Stored data:
++++++++++

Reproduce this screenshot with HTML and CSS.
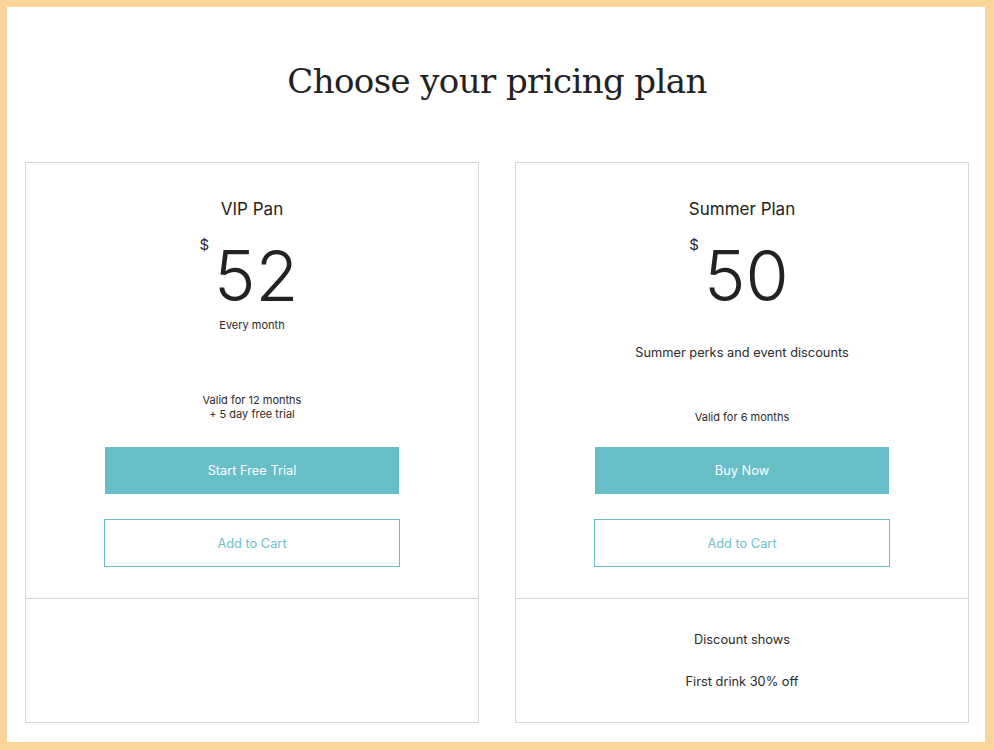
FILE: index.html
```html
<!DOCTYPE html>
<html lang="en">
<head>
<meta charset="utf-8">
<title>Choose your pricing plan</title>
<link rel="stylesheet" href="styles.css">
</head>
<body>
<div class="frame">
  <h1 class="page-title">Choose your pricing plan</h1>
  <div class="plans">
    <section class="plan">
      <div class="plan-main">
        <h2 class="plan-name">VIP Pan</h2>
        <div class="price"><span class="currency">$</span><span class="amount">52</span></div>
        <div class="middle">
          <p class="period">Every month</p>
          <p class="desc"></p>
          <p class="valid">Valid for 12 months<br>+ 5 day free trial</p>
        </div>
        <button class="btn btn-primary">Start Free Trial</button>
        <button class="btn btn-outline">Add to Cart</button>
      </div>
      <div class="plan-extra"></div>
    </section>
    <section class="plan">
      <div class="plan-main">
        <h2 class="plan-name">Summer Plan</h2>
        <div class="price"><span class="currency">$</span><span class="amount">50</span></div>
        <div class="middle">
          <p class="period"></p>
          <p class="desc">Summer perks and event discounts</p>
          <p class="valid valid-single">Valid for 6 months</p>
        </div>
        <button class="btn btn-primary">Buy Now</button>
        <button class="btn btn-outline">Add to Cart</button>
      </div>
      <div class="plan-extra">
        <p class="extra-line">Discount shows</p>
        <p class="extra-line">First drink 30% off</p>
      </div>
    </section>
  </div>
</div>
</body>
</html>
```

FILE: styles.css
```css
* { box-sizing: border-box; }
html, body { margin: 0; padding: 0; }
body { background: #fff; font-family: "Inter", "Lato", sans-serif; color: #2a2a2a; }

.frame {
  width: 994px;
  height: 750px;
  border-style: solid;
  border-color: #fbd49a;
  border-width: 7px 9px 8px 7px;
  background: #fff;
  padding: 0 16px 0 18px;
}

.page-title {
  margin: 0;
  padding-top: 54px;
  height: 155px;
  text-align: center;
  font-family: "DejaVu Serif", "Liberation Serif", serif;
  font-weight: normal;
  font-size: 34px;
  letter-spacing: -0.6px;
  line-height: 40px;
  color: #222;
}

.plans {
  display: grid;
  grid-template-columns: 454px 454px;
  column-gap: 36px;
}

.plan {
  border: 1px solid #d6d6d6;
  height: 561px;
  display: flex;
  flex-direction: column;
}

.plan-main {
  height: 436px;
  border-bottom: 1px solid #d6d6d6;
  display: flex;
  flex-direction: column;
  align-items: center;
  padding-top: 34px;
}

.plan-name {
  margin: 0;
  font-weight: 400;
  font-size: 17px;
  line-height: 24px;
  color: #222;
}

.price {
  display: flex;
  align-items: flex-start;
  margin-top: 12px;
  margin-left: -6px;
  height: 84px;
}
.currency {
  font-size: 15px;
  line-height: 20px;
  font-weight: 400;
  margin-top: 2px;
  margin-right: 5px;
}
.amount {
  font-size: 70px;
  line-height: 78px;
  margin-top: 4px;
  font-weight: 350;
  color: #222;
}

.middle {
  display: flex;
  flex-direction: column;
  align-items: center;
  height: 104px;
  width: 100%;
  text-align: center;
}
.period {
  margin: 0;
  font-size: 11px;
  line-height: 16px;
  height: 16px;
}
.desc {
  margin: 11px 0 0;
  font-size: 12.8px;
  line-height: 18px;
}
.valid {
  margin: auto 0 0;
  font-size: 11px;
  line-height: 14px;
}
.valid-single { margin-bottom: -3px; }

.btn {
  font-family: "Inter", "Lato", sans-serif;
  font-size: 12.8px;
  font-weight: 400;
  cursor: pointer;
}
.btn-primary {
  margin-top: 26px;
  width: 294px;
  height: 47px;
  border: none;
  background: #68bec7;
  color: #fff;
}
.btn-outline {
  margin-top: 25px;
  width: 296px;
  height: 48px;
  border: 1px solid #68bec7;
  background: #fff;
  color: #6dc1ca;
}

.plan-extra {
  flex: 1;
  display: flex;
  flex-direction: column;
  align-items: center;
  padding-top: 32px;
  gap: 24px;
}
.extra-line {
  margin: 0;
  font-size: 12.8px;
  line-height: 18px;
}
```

++++++++++

Task prompt: Write the listing out a second time exactly, dropping all images.

Reply to the exercise:
Reproduce this screenshot with HTML and CSS.
FILE: index.html
```html
<!DOCTYPE html>
<html lang="en">
<head>
<meta charset="utf-8">
<title>Choose your pricing plan</title>
<link rel="stylesheet" href="styles.css">
</head>
<body>
<div class="frame">
  <h1 class="page-title">Choose your pricing plan</h1>
  <div class="plans">
    <section class="plan">
      <div class="plan-main">
        <h2 class="plan-name">VIP Pan</h2>
        <div class="price"><span class="currency">$</span><span class="amount">52</span></div>
        <div class="middle">
          <p class="period">Every month</p>
          <p class="desc"></p>
          <p class="valid">Valid for 12 months<br>+ 5 day free trial</p>
        </div>
        <button class="btn btn-primary">Start Free Trial</button>
        <button class="btn btn-outline">Add to Cart</button>
      </div>
      <div class="plan-extra"></div>
    </section>
    <section class="plan">
      <div class="plan-main">
        <h2 class="plan-name">Summer Plan</h2>
        <div class="price"><span class="currency">$</span><span class="amount">50</span></div>
        <div class="middle">
          <p class="period"></p>
          <p class="desc">Summer perks and event discounts</p>
          <p class="valid valid-single">Valid for 6 months</p>
        </div>
        <button class="btn btn-primary">Buy Now</button>
        <button class="btn btn-outline">Add to Cart</button>
      </div>
      <div class="plan-extra">
        <p class="extra-line">Discount shows</p>
        <p class="extra-line">First drink 30% off</p>
      </div>
    </section>
  </div>
</div>
</body>
</html>
```

FILE: styles.css
```css
* { box-sizing: border-box; }
html, body { margin: 0; padding: 0; }
body { background: #fff; font-family: "Inter", "Lato", sans-serif; color: #2a2a2a; }

.frame {
  width: 994px;
  height: 750px;
  border-style: solid;
  border-color: #fbd49a;
  border-width: 7px 9px 8px 7px;
  background: #fff;
  padding: 0 16px 0 18px;
}

.page-title {
  margin: 0;
  padding-top: 54px;
  height: 155px;
  text-align: center;
  font-family: "DejaVu Serif", "Liberation Serif", serif;
  font-weight: normal;
  font-size: 34px;
  letter-spacing: -0.6px;
  line-height: 40px;
  color: #222;
}

.plans {
  display: grid;
  grid-template-columns: 454px 454px;
  column-gap: 36px;
}

.plan {
  border: 1px solid #d6d6d6;
  height: 561px;
  display: flex;
  flex-direction: column;
}

.plan-main {
  height: 436px;
  border-bottom: 1px solid #d6d6d6;
  display: flex;
  flex-direction: column;
  align-items: center;
  padding-top: 34px;
}

.plan-name {
  margin: 0;
  font-weight: 400;
  font-size: 17px;
  line-height: 24px;
  color: #222;
}

.price {
  display: flex;
  align-items: flex-start;
  margin-top: 12px;
  margin-left: -6px;
  height: 84px;
}
.currency {
  font-size: 15px;
  line-height: 20px;
  font-weight: 400;
  margin-top: 2px;
  margin-right: 5px;
}
.amount {
  font-size: 70px;
  line-height: 78px;
  margin-top: 4px;
  font-weight: 350;
  color: #222;
}

.middle {
  display: flex;
  flex-direction: column;
  align-items: center;
  height: 104px;
  width: 100%;
  text-align: center;
}
.period {
  margin: 0;
  font-size: 11px;
  line-height: 16px;
  height: 16px;
}
.desc {
  margin: 11px 0 0;
  font-size: 12.8px;
  line-height: 18px;
}
.valid {
  margin: auto 0 0;
  font-size: 11px;
  line-height: 14px;
}
.valid-single { margin-bottom: -3px; }

.btn {
  font-family: "Inter", "Lato", sans-serif;
  font-size: 12.8px;
  font-weight: 400;
  cursor: pointer;
}
.btn-primary {
  margin-top: 26px;
  width: 294px;
  height: 47px;
  border: none;
  background: #68bec7;
  color: #fff;
}
.btn-outline {
  margin-top: 25px;
  width: 296px;
  height: 48px;
  border: 1px solid #68bec7;
  background: #fff;
  color: #6dc1ca;
}

.plan-extra {
  flex: 1;
  display: flex;
  flex-direction: column;
  align-items: center;
  padding-top: 32px;
  gap: 24px;
}
.extra-line {
  margin: 0;
  font-size: 12.8px;
  line-height: 18px;
}
```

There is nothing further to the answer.